Consuming this table will be different from snapshot-based tables like Mediawiki wikitext current. See FAQ below for details.
Schema
This table may expose some data that has been suppressed from the public via the RevisionDelete system. If the results of a query are to be made public, please honor the
*_is_visiblevisibility flags below. We should not make public any data in which the visibility has been set tofalse.
This is an Iceberg dataset.
| col_name | data_type | comment |
|---|---|---|
| page_id | bigint | The (database) page ID of the page. |
| page_namespace_id | int | The id of the namespace this page belongs to. |
| page_title | string | The normalized title of the page. If page_namespace_id = 0, then this is the non-namespaced title. If page_namespace_id != 0, then the title is prepended with the localized namespace. Examples for "enwiki": "Main_Page" and "Talk:Main_Page". |
| page_redirect_target | string | title of the redirected-to page, if any. Same rules as page_title. |
| user_id | bigint | id of the user that made the revision; null if anonymous, zero if old system user, and -1 when deleted or malformed XML was imported |
| user_central_id | bigint | Global cross-wiki user ID. See: https://www.mediawiki.org/wiki/Manual:Central_ID |
| user_text | string | text of the user that made the revision (either username or IP) |
| user_is_visible | boolean | Whether the user that made the revision is visible. If this is false, then the user should be redacted when shown publicly. See RevisionRecord->DELETED_USER. |
| revision_id | bigint | The (database) revision ID. |
| revision_parent_id | bigint | The (database) revision ID. of the parent revision |
| revision_dt | timestamp | The (database) time this revision was created. This is rev_timestamp in the MediaWiki database. |
| revision_is_minor_edit | boolean | True if the editor marked this revision as a minor edit. |
| revision_comment | string | The comment left by the user when this revision was made. |
| revision_comment_is_visible | boolean | Whether the comment of the revision is visible. If this is false, then the comment should be redacted when shown publicly. See RevisionRecord->DELETED_COMMENT. |
| revision_size | bigint | the sum of the content_size of all content slots' |
| revision_content_slots | MAP<
STRING,
STRUCT<
content_body: STRING,
content_format: STRING,
content_model: STRING,
content_sha1: STRING,
content_size: BIGINT,
origin_rev_id: BIGINT
>
>
|
a MAP containing all the content slots associated to this revision. Typically just the "main" slot, but also "mediainfo" for commonswiki. |
| revision_content_is_visible | boolean | Whether revision_content_slots is visible. If this is false, then any content should be redacted when shown publicly. See RevisionRecord->DELETED_TEXT. |
| wiki_id | string | The wiki ID, which is usually the same as the MediaWiki database name. E.g. enwiki, metawiki, etc. |
| row_update_dt | timestamp | Control column to efficiently update this table from source at wmf_content.mediawiki_content_history_v1. |
Changes and known problems
| Date | Phab
Task |
Details |
|---|---|---|
| 2025-10-20 | T405641 and T406515 | Dropped revision_sha1. Added user_central_id, but it is not backfilled yet.
|
| 2025-10-09 | T405944 | Added origin_rev_id to the map entries of revision_content_slots to be able to do MCR File Export.
|
| 2025-05-19 | task T392494 | Added data quality metrics. Officially calling the table production quality. |
| 2025-04-30 | task T391279 | Table available in the data lake, but not production yet. We still need to put Data Quality pipelines in place. |
FAQ
All of the same FAQs as in Data Platform/Data Lake/Content/Mediawiki content history v1#FAQ apply.
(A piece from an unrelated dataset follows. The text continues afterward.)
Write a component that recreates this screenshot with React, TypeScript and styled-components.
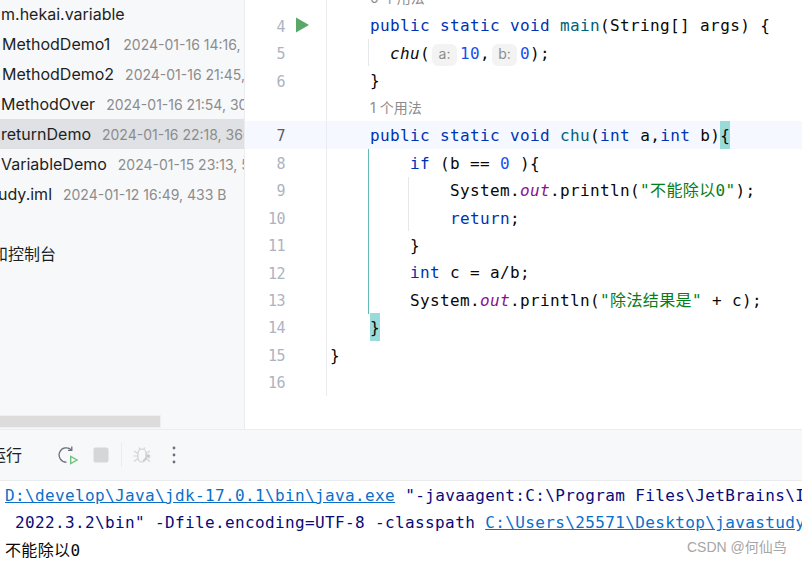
import React from 'react';
import styled, { createGlobalStyle } from 'styled-components';

const Global = createGlobalStyle`
  html, body { margin: 0; padding: 0; background: #fff; overflow: hidden; }
  * { box-sizing: border-box; }
`;

const MONO = `"DejaVu Sans Mono", "Noto Sans CJK SC", monospace`;
const SANS = `Inter, "Noto Sans CJK SC", sans-serif`;
const ROW = 27.45;

const Page = styled.div`
  position: relative;
  width: 802px;
  height: 564px;
  overflow: hidden;
  display: flex;
  flex-direction: column;
`;
const Top = styled.div`
  height: 429px;
  display: flex;
  overflow: hidden;
`;
const Sidebar = styled.aside`
  width: 245px;
  flex: none;
  background: #f7f8fa;
  border-right: 1px solid #ebecf0;
  display: flex;
  flex-direction: column;
  font-family: ${SANS};
  overflow: hidden;
`;
const FileList = styled.div`
  flex: 1;
  min-height: 0;
  margin-top: -1px;
`;
const FileRow = styled.div<{ $selected?: boolean; $gapAbove?: number; $gap?: number }>`
  height: 30px;
  margin-top: ${p => p.$gapAbove ?? 0}px;
  display: flex;
  align-items: center;
  gap: ${p => p.$gap ?? 11}px;
  white-space: nowrap;
  overflow: hidden;
  background: ${p => (p.$selected ? '#dfe1e5' : 'transparent')};
`;
const FileName = styled.span<{ $indent: number }>`
  margin-left: ${p => p.$indent}px;
  font-size: 16px;
  color: #1e1f22;
  flex: none;
`;
const FileMeta = styled.span`
  font-size: 14px;
  color: #8c8c8c;
  flex: none;
`;
const Scrollbar = styled.div`
  width: 161px;
  height: 13px;
  margin-bottom: 1px;
  background: #dcdcdd;
  border: 1px solid #eeeeef;
  border-left: 0;
  flex: none;
`;
const Editor = styled.main`
  flex: 1;
  min-width: 0;
  position: relative;
  overflow: hidden;
`;
const Rows = styled.div`
  margin-top: -16px;
`;
const Row = styled.div<{ $active?: boolean }>`
  height: ${ROW}px;
  display: flex;
  background: ${p => (p.$active ? '#f5f8fe' : 'transparent')};
`;
const Gutter = styled.div`
  width: 82px;
  flex: none;
  display: flex;
  align-items: center;
  border-right: 1px solid #ebecf0;
`;
const LineNo = styled.span<{ $active?: boolean }>`
  width: 40px;
  margin-top: 3px;
  flex: none;
  text-align: right;
  font: 15px ${MONO};
  letter-spacing: -0.5px;
  color: ${p => (p.$active ? '#5a5d6b' : '#aeb3c2')};
`;
const RunMark = styled.svg`
  margin-left: 9px;
  width: 16px;
  height: 16px;
`;
const Code = styled.div`
  flex: 1;
  min-width: 0;
  padding-left: 3px;
  font: 16px/${ROW + 2}px ${MONO};
  letter-spacing: 0.37px;
  color: #080808;
  white-space: pre;
`;
const colors = {
  k: '#0033b3',
  m: '#00627a',
  n: '#1750eb',
  s: '#067d17',
  f: '#871094',
  d: '#080808',
} as const;
const T = styled.span<{ $c: keyof typeof colors; $i?: boolean }>`
  color: ${p => colors[p.$c]};
  font-style: ${p => (p.$i ? 'italic' : 'normal')};
`;
const Usage = styled.span`
  margin-left: 40px;
  font: 14px ${SANS};
  letter-spacing: 0;
  vertical-align: 1px;
  color: #8c8c8c;
`;
const Hint = styled.span`
  display: inline-block;
  width: 25px;
  height: 22px;
  margin: 0 3px 0 2px;
  border-radius: 6px;
  background: #f3f3f4;
  font: 14px/20px ${SANS};
  letter-spacing: 0;
  text-align: center;
  vertical-align: 0;
  color: #8c8c8c;
`;
const Brace = styled.span`
  display: inline-block;
  width: 10px;
  height: ${ROW}px;
  vertical-align: top;
  background: #99dbd8;
`;
const Guide = styled.div<{ $x: number; $y: number; $h: number }>`
  position: absolute;
  left: ${p => p.$x}px;
  top: ${p => p.$y}px;
  width: 1px;
  height: ${p => p.$h}px;
  background: #e6e7ea;
`;
const ScopeLine = styled(Guide)`
  background: #62bab8;
`;
const Toolbar = styled.div`
  height: 52px;
  flex: none;
  background: #f7f8fa;
  border-top: 1px solid #ebecf0;
  border-bottom: 1px solid #ebecf0;
  display: flex;
  align-items: center;
`;
const ToolTitle = styled.span`
  margin: 0 0 2px -10px;
  width: 68px;
  flex: none;
  font: 16px "Noto Sans CJK SC", sans-serif;
  color: #1e1f22;
`;
const ToolIcon = styled.svg<{ $ml: number }>`
  margin-left: ${p => p.$ml}px;
  flex: none;
`;
const ToolDivider = styled.div`
  width: 1px;
  height: 24px;
  margin-left: 12px;
  background: #ebecf0;
`;
const Console = styled.div`
  flex: 1;
  padding: 1px 0 0 5px;
  font: 16px ${MONO};
  letter-spacing: 0.37px;
  color: #0a0a78;
  white-space: pre;
  overflow: hidden;
`;
const ConsoleLine = styled.div<{ $plain?: boolean }>`
  height: ${ROW}px;
  line-height: ${ROW}px;
  color: ${p => (p.$plain ? '#080808' : 'inherit')};
`;
const Link = styled.span`
  color: #0b6fc9;
  text-decoration: underline;
`;
const Watermark = styled.div`
  position: absolute;
  left: 687px;
  top: 538px;
  font: 14px/18px "Liberation Sans", "Noto Sans CJK SC", sans-serif;
  color: #a6a6a6;
  white-space: nowrap;
`;

const files = [
  { name: 'm.hekai.variable', indent: 1 },
  { name: 'MethodDemo1', meta: '2024-01-16 14:16, 300 B', indent: 2, gap: 13 },
  { name: 'MethodDemo2', meta: '2024-01-16 21:45, 500 B', indent: 2 },
  { name: 'MethodOver', meta: '2024-01-16 21:54, 300 B', indent: 1 },
  { name: 'returnDemo', meta: '2024-01-16 22:18, 360 B', indent: 1, selected: true },
  { name: 'VariableDemo', meta: '2024-01-15 23:13, 500 B', indent: 1 },
  { name: 'udy.iml', meta: '2024-01-12 16:49, 433 B', indent: -2 },
];

const Tk = (c: keyof typeof colors, s: string, i?: boolean) => <T $c={c} $i={i}>{s}</T>;

type Line = { no?: number; run?: boolean; active?: boolean; code?: React.ReactNode };
const lines: Line[] = [
  { code: <Usage>0 个用法</Usage> },
  {
    no: 4,
    run: true,
    code: (
      <>
        {'    '}{Tk('k', 'public static void ')}{Tk('m', 'main')}{'(String[] args) {'}
      </>
    ),
  },
  {
    no: 5,
    code: (
      <>
        {'      '}{Tk('d', 'chu', true)}{'('}<Hint>a:</Hint>{Tk('n', '10')}{','}<Hint>b:</Hint>{Tk('n', '0')}{');'}
      </>
    ),
  },
  { no: 6, code: <>{'    }'}</> },
  { code: <Usage>1 个用法</Usage> },
  {
    no: 7,
    active: true,
    code: (
      <>
        {'    '}{Tk('k', 'public static void ')}{Tk('m', 'chu')}{'('}{Tk('k', 'int')}{' a,'}{Tk('k', 'int')}{' b)'}<Brace>{'{'}</Brace>
      </>
    ),
  },
  { no: 8, code: <>{'        '}{Tk('k', 'if')}{' (b == '}{Tk('n', '0')}{' ){'}</> },
  {
    no: 9,
    code: (
      <>
        {'            System.'}{Tk('f', 'out', true)}{'.println('}{Tk('s', '"不能除以0"')}{');'}
      </>
    ),
  },
  { no: 10, code: <>{'            '}{Tk('k', 'return')}{';'}</> },
  { no: 11, code: <>{'        }'}</> },
  { no: 12, code: <>{'        '}{Tk('k', 'int')}{' c = a/b;'}</> },
  {
    no: 13,
    code: (
      <>
        {'        System.'}{Tk('f', 'out', true)}{'.println('}{Tk('s', '"除法结果是"')}{' + c);'}
      </>
    ),
  },
  { no: 14, code: <>{'    '}<Brace>{'}'}</Brace></> },
  { no: 15, code: <>{'}'}</> },
  { no: 16 },
];

export default function App() {
  return (
    <Page>
      <Global />
      <Top>
        <Sidebar>
          <FileList>
            {files.map(f => (
              <FileRow key={f.name} $selected={f.selected} $gap={f.gap}>
                <FileName $indent={f.indent}>{f.name}</FileName>
                {f.meta && <FileMeta>{f.meta}</FileMeta>}
              </FileRow>
            ))}
            <FileRow $gapAbove={29}>
              <FileName $indent={-8}>和控制台</FileName>
            </FileRow>
          </FileList>
          <Scrollbar />
        </Sidebar>
        <Editor>
          <Rows>
            {lines.map((l, i) => (
              <Row key={i} $active={l.active}>
                <Gutter>
                  {l.no !== undefined && <LineNo $active={l.active}>{l.no}</LineNo>}
                  {l.run && (
                    <RunMark viewBox="0 0 16 16">
                      <path d="M2 0.5 15 8 2 15.5Z" fill="#59a869" />
                    </RunMark>
                  )}
                </Gutter>
                <Code>{l.code}</Code>
              </Row>
            ))}
          </Rows>
          <Guide $x={123} $y={39} $h={27} />
          <Guide $x={163} $y={177} $h={54} />
          <ScopeLine $x={123} $y={149} $h={165} />
        </Editor>
      </Top>
      <Toolbar>
        <ToolTitle>运行</ToolTitle>
        <ToolIcon $ml={0} width="21" height="20" viewBox="0 0 21 20" fill="none">
          <path d="M13.500 5A7.200 7.200 0 1 0 8.500 17.200" stroke="#6c707e" strokeWidth="1.3" />
          <path d="M13.800 1.500v3.800h-3.800" stroke="#6c707e" strokeWidth="1.3" />
          <path d="M12.700 11.500v7l6.300-3.500z" stroke="#6fc57e" strokeWidth="1.4" fill="#f7f8fa" />
        </ToolIcon>
        <ToolIcon $ml={14} width="16" height="16" viewBox="0 0 16 16">
          <rect x="0.5" y="0.5" width="15" height="15" rx="2" fill="#d6d6d8" />
        </ToolIcon>
        <ToolDivider />
        <ToolIcon $ml={11} width="18" height="18" viewBox="0 0 18 18" fill="none" stroke="#d2d3d6" strokeWidth="1.2">
          <path d="M5 7a4 4 0 0 1 8 0v5a4 4 0 0 1-8 0z" />
          <path d="M6 1.500 7.500 3.500M12 1.500 10.500 3.500M1 5l4 2.500M17 5l-4 2.500M0.500 10H5M17.500 10H13M1 15.500l4-3M17 15.500l-4-3" />
          <path d="M10 15l6-6M12.500 9H16v3.500" stroke="#c4c5c9" />
        </ToolIcon>
        <ToolIcon $ml={21} width="4" height="18" viewBox="0 0 4 18" fill="#6c707e">
          <circle cx="2" cy="2" r="1.4" />
          <circle cx="2" cy="9" r="1.4" />
          <circle cx="2" cy="16" r="1.4" />
        </ToolIcon>
      </Toolbar>
      <Console>
        <ConsoleLine>
          <Link>{'D:\\develop\\Java\\jdk-17.0.1\\bin\\java.exe'}</Link>
          {' "-javaagent:C:\\Program Files\\JetBrains\\IntelliJ IDEA'}
        </ConsoleLine>
        <ConsoleLine>
          {' 2022.3.2\\bin" -Dfile.encoding=UTF-8 -classpath '}
          <Link>{'C:\\Users\\25571\\Desktop\\javastudy'}</Link>
        </ConsoleLine>
        <ConsoleLine $plain>不能除以0</ConsoleLine>
      </Console>
      <Watermark>CSDN @何仙鸟</Watermark>
    </Page>
  );
}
This table doesn't seem to have Hive partitions, such as the usual 'snapshot' column. How do I consume it?
This table indeed does not use a snapshot partition as with other tables such as Mediawiki wikitext current. We are using a table format called Iceberg. Instead of rewriting all data like we have done before, this technology allows us to update the content of the table in place, with the main benefit being updates to the table's content on a daily cadence.
If you are building a data pipeline, and you need to define an Airflow sensor to wait on this table's updates, instead of waiting on Hive partitions, you should utilize our datasets.yaml configuration and appropriate helper functions to construct a sensor.
In your instance's datasets.yaml file:
iceberg_wmf_content_mediawiki_content_current_v1:
datastore: iceberg
table_name: wmf_content.mediawiki_content_current_v1
produced_by:
airflow:
instance: main
dag_id: mw_content_merge_changes_to_mw_content_current_daily
In your Airflow Python DAG code:
# here we use platform_eng, but you should use the config
# that applies to your Airflow instance
from platform_eng.config.dag_config import dataset
dataset_id = "iceberg_wmf_content_mediawiki_content_current_v1"
wait_for_sensor = dataset(dataset_id).get_sensor_for(dag)
Pipeline
- Every day, we wait for
wmf_content.mediawiki_content_history_v1to finish its daily ingestion. - We then run a PySpark job that:
- Uses SQL to calculate all the per page changes (be it inserts, updates or deletes) that happened upstream.
- Applies these changes to
wmf_content.mediawiki_content_current_v1via a MERGE INTO. - Because we calculate the changes via a full table scan of the upstream table and we utilize a MERGE INTO command, this pipeline is self-healing. That is, if this pipeline fails for one day, the next day will pick up the changes from both days, etc.
- Data quality checks specific to this table are done via a separate PySpark job. Data Quality checks from the upstream table also apply via transitivity.
- This pipeline is coordinated via an Airflow DAG.